Michelle

by Thais Lawson ’24

When I ask her about where she’s from, Michelle spends a lot of time detailing San Francisco’s highway system. She tells me where each one begins and ends, which part of the city they run through, whether she thinks they’re useful to the city’s residents or not. The overpass she now lives next to used to designate the boundary of a Red Line district.  Crossing under it is “harrowing” due to the painfully narrow sidewalk, which lacks a protective railing.  And the erratic drivers.
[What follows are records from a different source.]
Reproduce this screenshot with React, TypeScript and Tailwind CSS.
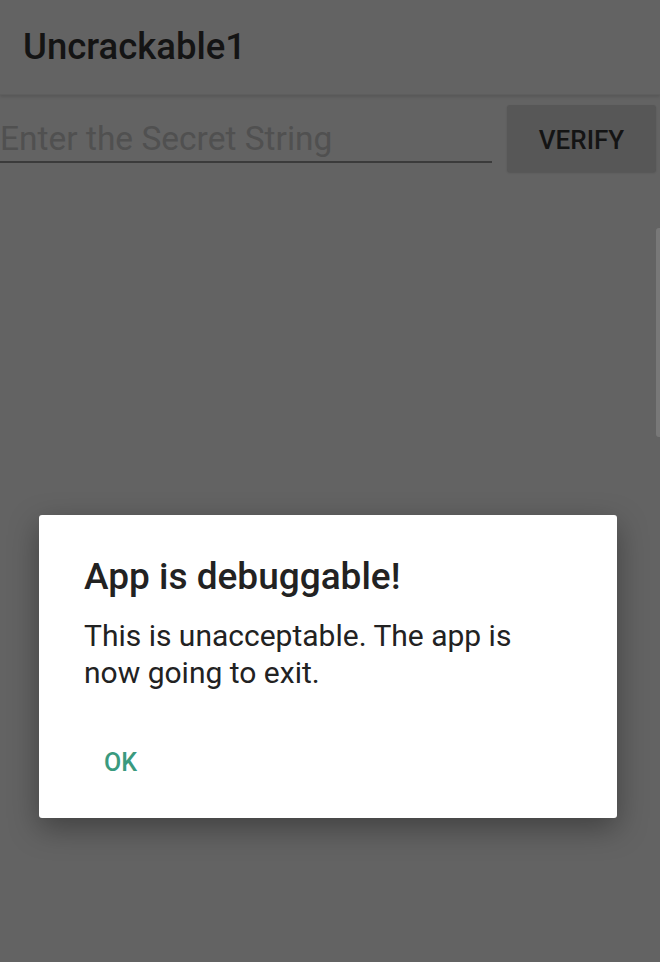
import React from "react";

export default function App() {
  return (
    <div
      className="relative w-[660px] h-[962px] overflow-hidden bg-[#636363]"
      style={{ fontFamily: "Roboto, 'Noto Sans', sans-serif" }}
    >
      <div className="h-[95px] flex items-start pt-[29px] pl-[23px] shadow-[0_2px_3px_rgba(0,0,0,0.12)] border-b border-[#5e5e5e]">
        <span className="text-[36.5px] font-medium text-[#141414] leading-none">
          Uncrackable1
        </span>
      </div>
      <div className="flex items-start mt-[10px]">
        <div className="w-[492px] h-[58px] border-b-2 border-[#3b3b3b] flex items-end pb-[6px]">
          <span className="text-[33.5px] text-[#505050] leading-none">
            Enter the Secret String
          </span>
        </div>
        <div className="ml-[15px] w-[149px] h-[67px] rounded-[3px] bg-[#575757] flex items-center justify-center pt-[3px] shadow-[0_1px_2px_rgba(0,0,0,0.15)]">
          <span className="text-[26px] font-medium text-[#141414] leading-none">
            VERIFY
          </span>
        </div>
      </div>

      <div className="absolute right-0 top-[228px] h-[209px] w-[4px] rounded-l-[3px] bg-[#787878]" />

      <div className="absolute left-[39px] top-[515px] w-[578px] h-[303px] rounded-[3px] bg-white shadow-[0_10px_30px_rgba(0,0,0,0.35)] flex flex-col pl-[45px] pr-[60px]">
        <div className="mt-[40px] text-[37px] font-medium text-[#222222] leading-[44px]">
          App is debuggable!
        </div>
        <div className="mt-[19px] text-[30px] text-[#222222] leading-[36.5px]">
          This is unacceptable. The app is now going to exit.
        </div>
        <div className="mt-[59px] ml-[20px] text-[25px] font-medium text-[#3a9a7e] leading-none">
          OK
        </div>
      </div>
    </div>
  );
}
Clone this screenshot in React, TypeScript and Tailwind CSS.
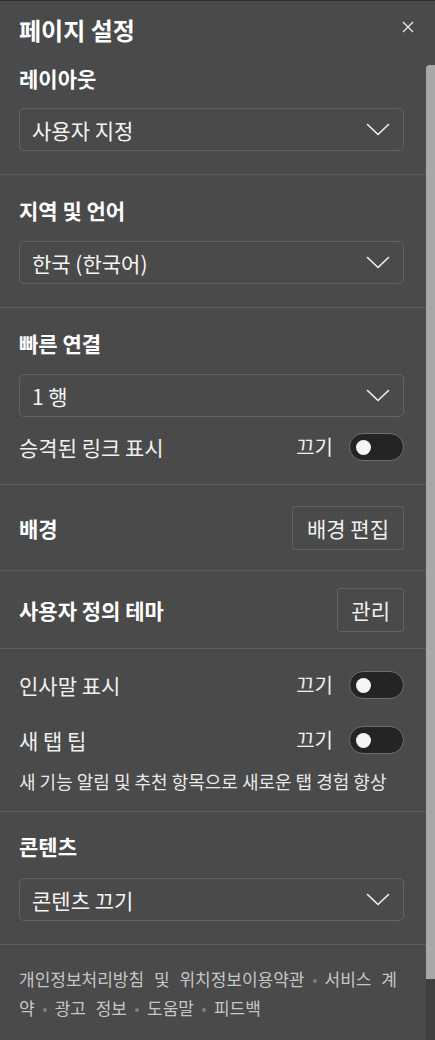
const font = "font-['Noto_Sans_CJK_KR','Noto_Sans',sans-serif]";

function Chevron() {
  return (
    <svg width="24" height="13" viewBox="0 0 24 13" fill="none">
      <polyline points="1.5,1.5 12,11.5 22.5,1.5" stroke="#f2f2f2" strokeWidth="1.6" strokeLinecap="round" strokeLinejoin="round" />
    </svg>
  );
}

function Select({ value }: { value: string }) {
  return (
    <div className="flex h-[43px] items-center justify-between rounded-[5px] border border-[#636363] pl-[12px] pr-[13px]">
      <span className="text-[21px] leading-6 text-[#f4f4f4]">{value}</span>
      <Chevron />
    </div>
  );
}

function Toggle({ label }: { label: string }) {
  return (
    <div className="flex h-[28px] items-center justify-between">
      <span className="text-[21px] leading-6 text-[#f0f0f0]">{label}</span>
      <div className="flex items-center gap-[16px]">
        <span className="text-[20px] leading-6 text-[#f0f0f0]">끄기</span>
        <div className="flex h-[28px] w-[55px] items-center rounded-full border border-[#6e6e6e] bg-[#242424] pl-[3px]">
          <div className="ml-[3px] h-[15px] w-[15px] rounded-full bg-[#f5f5f5]" />
        </div>
      </div>
    </div>
  );
}

function Divider() {
  return <div className="h-px bg-[#5c5c5c]" />;
}

function Heading({ children }: { children: string }) {
  return <h2 className="text-[21px] font-bold leading-6 text-white">{children}</h2>;
}

function Dot() {
  return <span className="mx-[8px] inline-block h-[4px] w-[4px] rounded-full bg-[#7e7e7e] align-middle" />;
}

export default function App() {
  return (
    <div className={`${font} flex h-[1040px] w-[435px] overflow-hidden border-t border-[#2f2f2f] bg-[#4a4a4a]`}>
      <div className="flex w-[426px] flex-col">
        {/* 레이아웃 */}
        <div className="pb-[23px] pl-[19px] pr-[22px] pt-[15px]">
          <div className="flex h-[28px] items-center justify-between">
            <h1 className="text-[24px] font-bold leading-7 text-white">페이지 설정</h1>
            <svg width="12" height="12" viewBox="0 0 12 12" className="mr-[-10px] mt-[-6px]">
              <path d="M1 1L11 11M11 1L1 11" stroke="#f2f2f2" strokeWidth="1.2" />
            </svg>
          </div>
          <div className="mt-[22px]">
            <Heading>레이아웃</Heading>
          </div>
          <div className="mt-[18px]">
            <Select value="사용자 지정" />
          </div>
        </div>
        <Divider />

        {/* 지역 및 언어 */}
        <div className="pb-[23px] pl-[19px] pr-[22px] pt-[23px]">
          <Heading>지역 및 언어</Heading>
          <div className="mt-[19px]">
            <Select value="한국 (한국어)" />
          </div>
        </div>
        <Divider />

        {/* 빠른 연결 */}
        <div className="pb-[23px] pl-[19px] pr-[22px] pt-[23px]">
          <Heading>빠른 연결</Heading>
          <div className="mt-[19px]">
            <Select value="1 행" />
          </div>
          <div className="mt-[16px]">
            <Toggle label="승격된 링크 표시" />
          </div>
        </div>
        <Divider />

        {/* 배경 */}
        <div className="flex items-center justify-between pb-[20px] pl-[19px] pr-[22px] pt-[21px]">
          <Heading>배경</Heading>
          <button className="h-[44px] rounded-[3px] border border-[#636363] px-[14px] text-[21px] leading-6 text-[#f0f0f0]">
            배경 편집
          </button>
        </div>
        <Divider />

        {/* 사용자 정의 테마 */}
        <div className="flex items-center justify-between pb-[16px] pl-[19px] pr-[22px] pt-[17px]">
          <Heading>사용자 정의 테마</Heading>
          <button className="h-[44px] rounded-[3px] border border-[#636363] px-[13px] text-[21px] leading-6 text-[#f0f0f0]">
            관리
          </button>
        </div>
        <Divider />

        {/* 인사말 / 새 탭 팁 */}
        <div className="pb-[18px] pl-[19px] pr-[22px] pt-[22px]">
          <Toggle label="인사말 표시" />
          <div className="mt-[27px]">
            <Toggle label="새 탭 팁" />
          </div>
          <p className="mt-[15px] whitespace-nowrap text-[18px] leading-6 text-[#e8e8e8]">새 기능 알림 및 추천 항목으로 새로운 탭 경험 향상</p>
        </div>
        <Divider />

        {/* 콘텐츠 */}
        <div className="pb-[23px] pl-[19px] pr-[22px] pt-[22px]">
          <Heading>콘텐츠</Heading>
          <div className="mt-[20px]">
            <Select value="콘텐츠 끄기" />
          </div>
        </div>
        <Divider />

        <p className="whitespace-nowrap pl-[19px] pt-[19px] text-[17px] leading-[29px] text-[#c6c6c6] [word-spacing:6px]">
          개인정보처리방침 및 위치정보이용약관
          <Dot />
          서비스 계<br />약
          <Dot />
          광고 정보
          <Dot />
          도움말
          <Dot />
          피드백
        </p>
      </div>

      {/* scrollbar */}
      <div className="flex w-[9px] flex-col">
        <div className="h-[64px] shrink-0" />
        <div className="h-[914px] shrink-0 rounded-tl-[4px] bg-[#a8a8a8]" />
        <div className="flex-1 bg-[#404040]" />
      </div>
    </div>
  );
}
     Michelle’s father’s family is originally from New Orleans but was displaced by a highway, eminent domain taking the house her great-grandfather built. The highway’s middle lane now runs through where it used to stand. I was surprised to hear that her family was from a historic black creole district. Michelle tells me that her father’s family is black creole. She identifies as white. She has curly, blonde hair (she tells me it’s brunette, I say that I don’t understand the distinctions white people make between blonde and not-blonde, she asks me if I’m just looking to pigeonhole her as a dumb Cali blonde, I tell her that today I’m a journalist and I morally cannot misrepresent her like that, she grins and tells me that I can go ahead and do so if it’ll make for a better story), fair skin, and blue eyes. Michelle remembers multiple times in her childhood when strangers attempted to “rescue” her from her father, who has much darker skin than she does. No, she didn’t ever appreciate the thought:  Her dad wears reflective safety vests and stops to take ridiculously zoomed-in pictures of birds. Human traffickers and pimps do not.

     Yes, people are annoying. No, of course she doesn’t hate them. I’m referring to the people who see her as different from her father, she’s moved on and means people in general. Diversity is more than culture and skin color, diversity is the person in her class she avoids talking to because they stand too close and won’t stop making “your mom” jokes. No, of course she doesn’t hate them. She thinks they’re wonderfully annoying — she can’t be around them, but every day after class she sees them walk off screech-laughing with a couple of friends. Yes, all three of them annoy her, but they clearly love one another. Who is she to say that they’re being human the wrong way? Anyway, she’s just spent ten minutes rambling about San Francisco’s highways, so I’m probably annoyed about how boring this interview is. Nah, I’m not annoyed. I like the way she’s being human.